Let's assume $$a = \frac{3}{4}x$$ (positive).
- From observation 3, since $$a$$ and $$c$$ must have the same sign, $$c$$ must be $$2z$$ (positive).
- From observation 1, since $$a$$ and $$b$$ must have opposite signs, and $$a$$ is positive, $$b$$ must be $$-\frac{2}{3}y$$ (negative).
Let's check if these choices ($$a = \frac{3}{4}x$$, $$b = -\frac{2}{3}y$$, $$c = 2z$$) are consistent with observation 2 (b and c have opposite signs). Indeed, $$b$$ is negative and $$c$$ is positive, so they have opposite signs. This is consistent.
Let's verify the cross-product $$2bc = 2\left(-\frac{2}{3}y\right)(2z) = -\frac{8}{3}yz$$. This matches the given polynomial term.

**step4** Formulating the factored expression

Based on our determined signs, the terms for the trinomial $$ (a+b+c) $$ are $$a = \frac{3}{4}x$$, $$b = -\frac{2}{3}y$$, and $$c = 2z$$.
Therefore, the factored polynomial is:
$$ \left(\frac{3}{4}x - \frac{2}{3}y + 2z\right)^2 $$

**step5** Verifying the factorization

To confirm our factorization, we expand the expression $${{\left( \frac{3}{4}x-\frac{2}{3}y+2z \right)}^{2}}$$:
$$ \left(\frac{3}{4}x - \frac{2}{3}y + 2z\right)^2 = \left(\frac{3}{4}x\right)^2 + \left(-\frac{2}{3}y\right)^2 + (2z)^2 + 2\left(\frac{3}{4}x\right)\left(-\frac{2}{3}y\right) + 2\left(-\frac{2}{3}y\right)(2z) + 2(2z)\left(\frac{3}{4}x\right) $$
$$ = \frac{9}{16}x^2 + \frac{4}{9}y^2 + 4z^2 - \frac{12}{12}xy - \frac{8}{3}yz + \frac{12}{4}zx $$
$$ = \frac{9}{16}x^2 + \frac{4}{9}y^2 + 4z^2 - xy - \frac{8}{3}yz + 3zx $$
This expanded form matches the original polynomial exactly, confirming our factorization is correct.

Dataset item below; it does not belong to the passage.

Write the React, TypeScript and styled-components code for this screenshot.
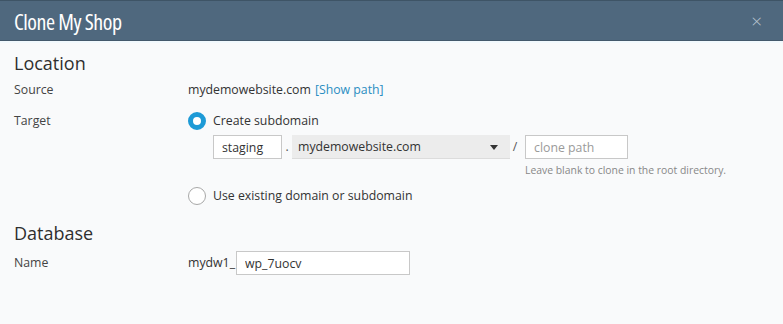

**step6** Comparing with the options

Our factored expression is $$\left(\frac{3}{4}x - \frac{2}{3}y + 2z\right)^2$$.
Comparing this with the given options:
A) $${{\left( \frac{3}{4}x-\frac{2}{3}y+2z \right)}^{2}}$$ - This matches our result.
B) $${{\left( \frac{3}{4}x+\frac{2}{3}y+2z \right)}^{2}}$$
C) $${{\left( \frac{3}{4}x+\frac{2}{3}y-2z \right)}^{2}}$$
D) $${{\left( \frac{3}{4}x-\frac{2}{3}y-2z \right)}^{2}}$$
Therefore, option A is the correct answer.